Frequently Asked Questions (FAQs): Your Fried Fish Queries Answered

  1. What type of fish works best for this recipe? While I recommend Tilapia due to its mild flavor and availability, cod, haddock, pollock, and even catfish are excellent choices.
  2. Can I use gluten-free flour? Yes! Substitute the all-purpose flour with a gluten-free all-purpose blend. You may need to adjust the amount of water slightly to achieve the desired batter consistency.
  3. How do I know when the fish is cooked through? The fish is cooked through when it’s opaque and flakes easily with a fork. You can also use a meat thermometer to ensure it reaches an internal temperature of 145°F (63°C).
  4. Can I bake this instead of frying? While frying is traditional, you can bake it. Coat the fish as directed, place on a greased baking sheet, and bake at 400°F (200°C) for 15-20 minutes, or until golden brown and cooked through. However, the texture will be different – less crispy and more like baked fish with a coating.
  5. How do I store leftovers? Leftover fried fish is best enjoyed fresh, but you can store it in an airtight container in the refrigerator for up to 2 days.
  6. How do I reheat leftovers? For best results, reheat leftover fried fish in a 350°F (175°C) oven for about 10-15 minutes, or until heated through and crispy. You can also use an air fryer for a quicker reheating option. Avoid microwaving, as this will make the fish soggy.
  7. What is the best oil for frying? Canola oil and vegetable oil are good choices for frying fish because they have a neutral flavor and a high smoke point. Peanut oil is another option, but be mindful of allergies.
  8. Can I use this batter for other things? Absolutely! This batter is also excellent for frying calamari, shrimp, onion rings, or even vegetables like zucchini or eggplant.
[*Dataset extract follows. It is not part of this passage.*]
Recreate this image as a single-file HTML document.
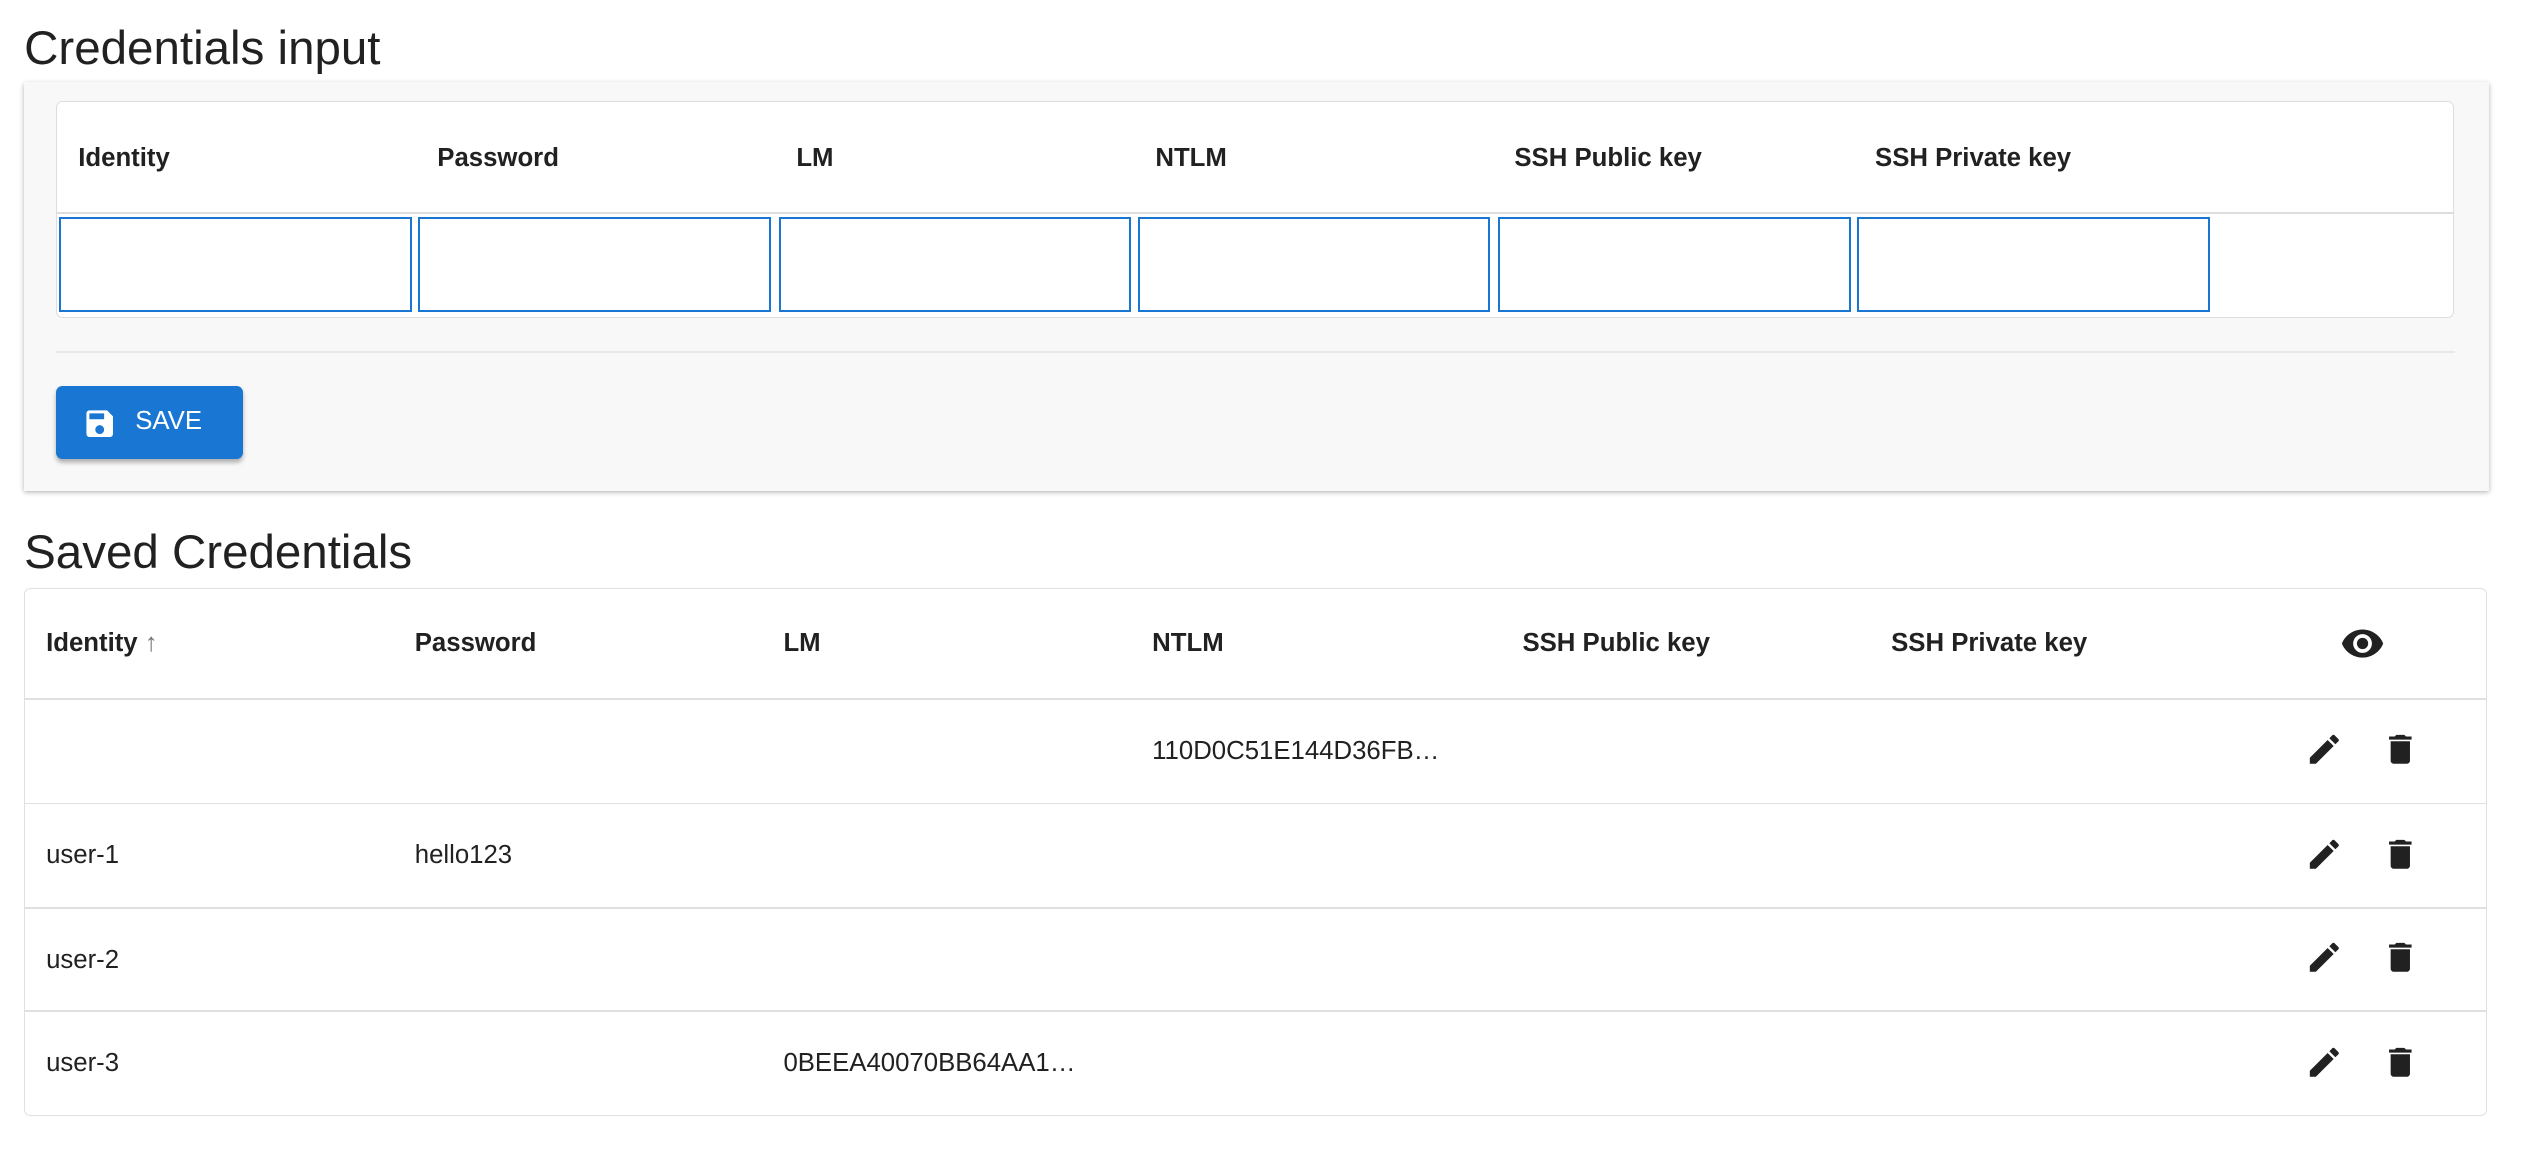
<!DOCTYPE html>
<html><head><meta charset="utf-8"><style>
html,body{margin:0;padding:0;background:#fff;width:2524px;height:1150px;overflow:hidden}
#w{zoom:1.61;width:1568px;height:715px;position:relative;font-family:"Liberation Sans",Arial,sans-serif;color:#212121}
.h{position:absolute;left:15px;font-size:29.5px;font-weight:400;color:#212121;white-space:nowrap}
.card1{position:absolute;left:15px;top:51px;width:1531px;height:254px;background:#f8f8f8;box-shadow:0 1px 3px rgba(0,0,0,.3)}
.inner{position:absolute;left:20px;top:12px;width:1488px;height:133px;background:#fff;border:1px solid #ddd;border-radius:4px}
.th{position:absolute;font-size:16px;font-weight:700;white-space:nowrap}
.inp{position:absolute;top:71px;width:219px;height:59px;border:1.3px solid #1976d2;box-sizing:border-box}
.div{position:absolute;left:20px;top:167px;width:1490px;height:1px;background:#e8e8e8}
.btn{position:absolute;left:20px;top:189px;width:116px;height:45px;background:#1976d2;border-radius:4px;box-shadow:0 2px 3px rgba(0,0,0,.3);color:#fff;font-size:16px}
.card2{position:absolute;left:15px;top:365px;width:1530px;height:328px;border:1px solid #e0e0e0;border-radius:4px;box-sizing:border-box;background:#fff}
.line{position:absolute;left:0;width:100%;height:1px;background:#e0e0e0}
.td{position:absolute;font-size:16px;white-space:nowrap}
</style></head><body><div id="w">
<div class="h" style="top:13px">Credentials input</div>
<div class="card1">
 <div class="inner">
  <div class="th" style="left:13px;top:26px">Identity</div>
  <div class="th" style="left:236px;top:26px">Password</div>
  <div class="th" style="left:459px;top:26px">LM</div>
  <div class="th" style="left:682px;top:26px">NTLM</div>
  <div class="th" style="left:905px;top:26px">SSH Public key</div>
  <div class="th" style="left:1129px;top:26px">SSH Private key</div>
  <div style="position:absolute;left:0;top:68px;width:100%;height:1px;background:#ddd"></div>
  <div class="inp" style="left:1px"></div>
  <div class="inp" style="left:224px"></div>
  <div class="inp" style="left:448px"></div>
  <div class="inp" style="left:671px"></div>
  <div class="inp" style="left:895px"></div>
  <div class="inp" style="left:1118px"></div>
 </div>
 <div class="div"></div>
 <div class="btn">
  <svg style="position:absolute;left:16px;top:12px" width="22" height="22" viewBox="0 0 24 24"><path fill="#fff" d="M17 3H5a2 2 0 0 0-2 2v14a2 2 0 0 0 2 2h14a2 2 0 0 0 2-2V7l-4-4zm-5 16a3 3 0 1 1 0-6 3 3 0 0 1 0 6zm3-10H5V5h10v4z"/></svg>
  <span style="position:absolute;left:49px;top:13px">SAVE</span>
 </div>
</div>
<div class="h" style="top:326px">Saved Credentials</div>
<div class="card2">
 <div class="th" style="left:13px;top:25px">Identity <span style="color:#777;font-weight:400">&#8593;</span></div>
 <div class="th" style="left:242px;top:25px">Password</div>
 <div class="th" style="left:471px;top:25px">LM</div>
 <div class="th" style="left:700px;top:25px">NTLM</div>
 <div class="th" style="left:930px;top:25px">SSH Public key</div>
 <div class="th" style="left:1159px;top:25px">SSH Private key</div>
 <svg style="position:absolute;left:1438px;top:20px" width="28" height="28" viewBox="0 0 24 24"><path fill="#212121" d="M12 4.5C7 4.5 2.7 7.6 1 12c1.7 4.4 6 7.5 11 7.5s9.3-3.1 11-7.5c-1.7-4.4-6-7.5-11-7.5zM12 17a5 5 0 1 1 0-10 5 5 0 0 1 0 10zm0-8a3 3 0 1 0 0 6 3 3 0 0 0 0-6z"/></svg>
 <div class="line" style="top:68px"></div>
 <div class="line" style="top:133px"></div>
 <div class="line" style="top:198px"></div>
 <div class="line" style="top:262px"></div>
 <div class="td" style="left:700px;top:92px">110D0C51E144D36FB…</div>
 <div class="td" style="left:13px;top:157px">user-1</div>
 <div class="td" style="left:242px;top:157px">hello123</div>
 <div class="td" style="left:13px;top:222px">user-2</div>
 <div class="td" style="left:13px;top:286px">user-3</div>
 <div class="td" style="left:471px;top:286px">0BEEA40070BB64AA1…</div>
 <svg style="position:absolute;left:1416px;top:88px" width="24" height="24" viewBox="0 0 24 24"><path fill="#212121" d="M3 17.25V21h3.75L17.81 9.94l-3.75-3.75L3 17.25zM20.71 7.04a1 1 0 0 0 0-1.41l-2.34-2.340a1 1 0 0 0-1.41 0l-1.830 1.83 3.75 3.75 1.830-1.83z"/></svg>
 <svg style="position:absolute;left:1463px;top:88px" width="24" height="24" viewBox="0 0 24 24"><path fill="#212121" d="M6 19c0 1.1.9 2 2 2h8c1.1 0 2-.9 2-2V7H6v12zM19 4h-3.5l-1-1h-5l-1 1H5v2h14V4z"/></svg>
 <svg style="position:absolute;left:1416px;top:153px" width="24" height="24" viewBox="0 0 24 24"><path fill="#212121" d="M3 17.25V21h3.75L17.81 9.94l-3.75-3.75L3 17.25zM20.71 7.04a1 1 0 0 0 0-1.41l-2.34-2.34a1 1 0 0 0-1.41 0l-1.83 1.83 3.75 3.75 1.83-1.83z"/></svg>
 <svg style="position:absolute;left:1463px;top:153px" width="24" height="24" viewBox="0 0 24 24"><path fill="#212121" d="M6 19c0 1.1.9 2 2 2h8c1.1 0 2-.9 2-2V7H6v12zM19 4h-3.5l-1-1h-5l-1 1H5v2h14V4z"/></svg>
 <svg style="position:absolute;left:1416px;top:217px" width="24" height="24" viewBox="0 0 24 24"><path fill="#212121" d="M3 17.25V21h3.75L17.81 9.94l-3.75-3.75L3 17.25zM20.71 7.04a1 1 0 0 0 0-1.41l-2.34-2.34a1 1 0 0 0-1.41 0l-1.83 1.83 3.75 3.75 1.83-1.83z"/></svg>
 <svg style="position:absolute;left:1463px;top:217px" width="24" height="24" viewBox="0 0 24 24"><path fill="#212121" d="M6 19c0 1.1.9 2 2 2h8c1.1 0 2-.9 2-2V7H6v12zM19 4h-3.5l-1-1h-5l-1 1H5v2h14V4z"/></svg>
 <svg style="position:absolute;left:1416px;top:282px" width="24" height="24" viewBox="0 0 24 24"><path fill="#212121" d="M3 17.25V21h3.75L17.81 9.94l-3.75-3.75L3 17.25zM20.71 7.04a1 1 0 0 0 0-1.41l-2.34-2.34a1 1 0 0 0-1.41 0l-1.83 1.83 3.75 3.75 1.83-1.83z"/></svg>
 <svg style="position:absolute;left:1463px;top:282px" width="24" height="24" viewBox="0 0 24 24"><path fill="#212121" d="M6 19c0 1.1.9 2 2 2h8c1.1 0 2-.9 2-2V7H6v12zM19 4h-3.5l-1-1h-5l-1 1H5v2h14V4z"/></svg>
</div>
</div></body></html>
  9. How do I prevent the fish from sticking to the pan? Make sure the oil is hot enough before adding the fish. Also, avoid overcrowding the pan and use a non-stick pan if possible.
  10. What kind of tartar sauce goes well with this? A classic tartar sauce made with mayonnaise, sweet pickle relish, dill, and lemon juice is a perfect accompaniment.
  11. Can I freeze the fried fish? Freezing fried fish is not recommended as the texture will suffer. It’s best enjoyed fresh.
  12. Why is my fried fish soggy? Soggy fried fish is usually caused by oil that isn’t hot enough, overcrowding the pan, or not draining the fish properly.
  13. What is the purpose of cider vinegar in the batter? The cider vinegar adds a subtle tang to the batter and helps to tenderize the fish, resulting in a more flavorful and tender final product.
  14. I don’t have fennel seed, can I omit it? Yes, you can omit the fennel seed if you don’t have it on hand. However, it does add a unique flavor dimension to the dish, so I recommend trying it if possible.
  15. Can I add a touch of spice to the batter? Absolutely! Add a pinch of cayenne pepper or a dash of hot sauce to the batter for a little kick. Start with a small amount and adjust to your liking.